The marked difference between the geometric and hub dynamics based instant centre in this case can be put down to the geometric calculations’ lack of inclusion of the load carried by the steering or toe link. The calculations use an axis between the upper and lower ball joints in place of the upright. But if the linkage has some bump steer the wheel centre moves in an arc causing the instant centre to move differently than if there was no bump steer.
The hub dynamics based sensor is attached directly to the hub at the wheel centre so the bump steer motion is considered the same as motion introduced by any other method. Therefore, the instant centre generated by this method incorporates all the hub motions, regardless of how they are introduced or how the force is transferred to the chassis.
With this new sensor, previously unmeasurable linkages are easily characterized without needing to calculate forced based roll centres or other approximations. Instantaneous centres for linkages such as multilink or trapezoidal suspension can now be generated and used.
How to use the new sensor
This new sensor will be included in the VeSyMA – Suspensions Library from the 2021.2 release.
It can be attached to any quarter car linkage at the wheel centre position and to the chassis frame to get the relative motion between them. That’s all that needs to be done.

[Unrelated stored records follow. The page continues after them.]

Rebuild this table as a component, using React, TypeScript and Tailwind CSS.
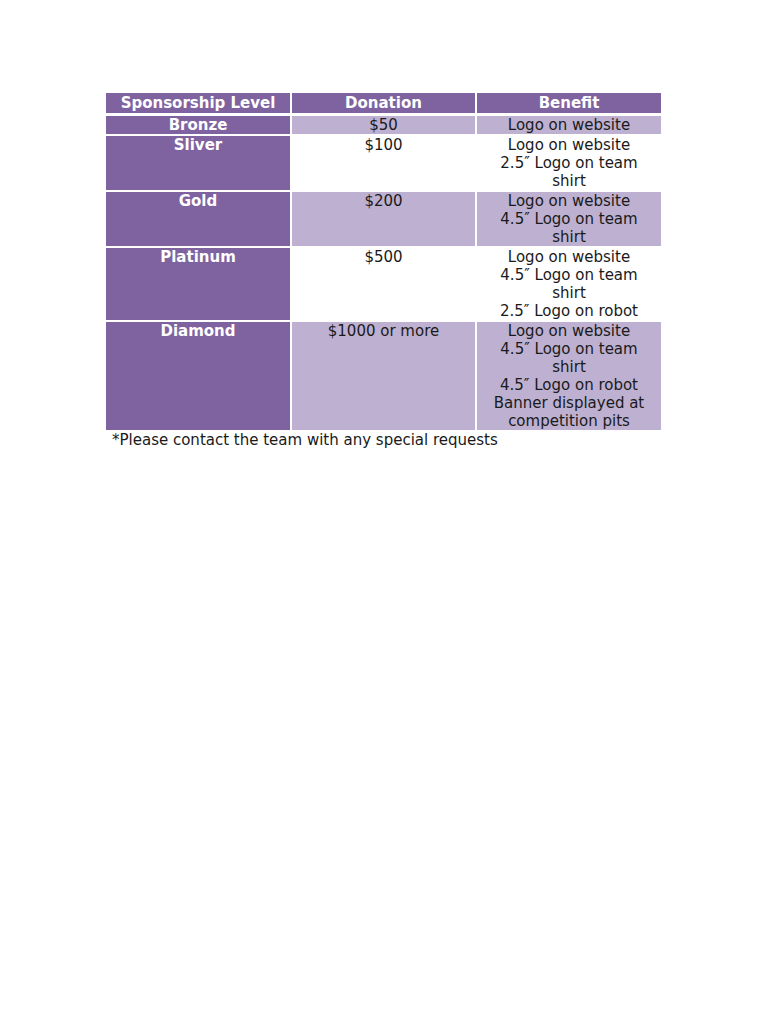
import React from "react";

const dark = "bg-[#7f63a1]";
const light = "bg-[#bdb0d1]";

type Row = { level: string; donation: string; benefits: string[]; shaded: boolean };

const rows: Row[] = [
  { level: "Bronze", donation: "$50", benefits: ["Logo on website"], shaded: true },
  { level: "Sliver", donation: "$100", benefits: ["Logo on website", "2.5\u2033 Logo on team", "shirt"], shaded: false },
  { level: "Gold", donation: "$200", benefits: ["Logo on website", "4.5\u2033 Logo on team", "shirt"], shaded: true },
  {
    level: "Platinum",
    donation: "$500",
    benefits: ["Logo on website", "4.5\u2033 Logo on team", "shirt", "2.5\u2033 Logo on robot"],
    shaded: false,
  },
  {
    level: "Diamond",
    donation: "$1000 or more",
    benefits: [
      "Logo on website",
      "4.5\u2033 Logo on team",
      "shirt",
      "4.5\u2033 Logo on robot",
      "Banner displayed at",
      "competition pits",
    ],
    shaded: true,
  },
];

export default function App() {
  return (
    <div
      className="w-[768px] h-[1024px] bg-white pt-[93px] pl-[106px] text-[15px] leading-[18px] text-[#1a1a1a]"
      style={{ fontFamily: '"DejaVu Sans", Verdana, sans-serif' }}
    >
      <div className="flex flex-col w-[555px]">
        <div className="grid grid-cols-[184px_183px_184px] gap-x-[2px] h-[20px] text-white">
          <div className={`${dark} text-center leading-[20px] font-bold`}>Sponsorship Level</div>
          <div className={`${dark} text-center leading-[20px] font-bold`}>Donation</div>
          <div className={`${dark} text-center leading-[20px] font-bold`}>Benefit</div>
        </div>
        <div className="h-[3px]" />
        {rows.map((r, i) => (
          <div key={r.level} className={`grid grid-cols-[184px_183px_184px] gap-x-[2px] ${i > 0 ? "mt-[2px]" : ""}`}>
            <div className={`${dark} text-center text-white font-bold`}>{r.level}</div>
            <div className={`${r.shaded ? light : "bg-white"} text-center`}>{r.donation}</div>
            <div className={`${r.shaded ? light : "bg-white"} text-center flex flex-col`}>
              {r.benefits.map((b, j) => (
                <span key={j}>{b}</span>
              ))}
            </div>
          </div>
        ))}
        <div className="pl-[6px] pt-[1px]">*Please contact the team with any special requests</div>
      </div>
    </div>
  );
}
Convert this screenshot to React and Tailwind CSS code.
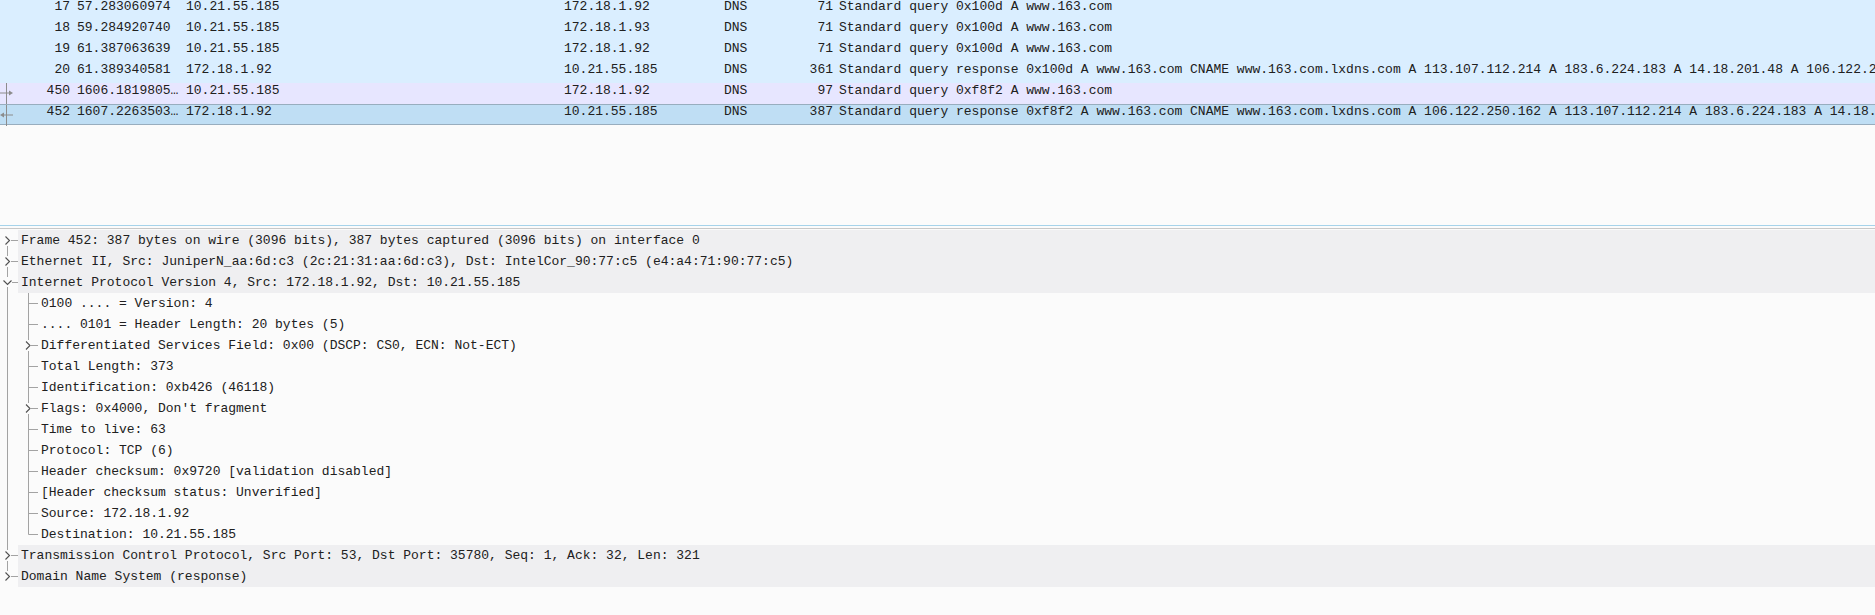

Conventional geometric instantaneous centre calculations provide a useful approximation for double wishbone and MacPherson strut type linkages, but fall down with other types of suspension linkages. The generic nature of the new hub dynamics based approach can come in quite handy for evaluating any type of independent suspension. Simply hook the sensor to the hub and you will be provided the instantaneous centre location with no need for additional geometric data inputs. Add to that the more accurate result achieved with this sensor and it can provide great benefits.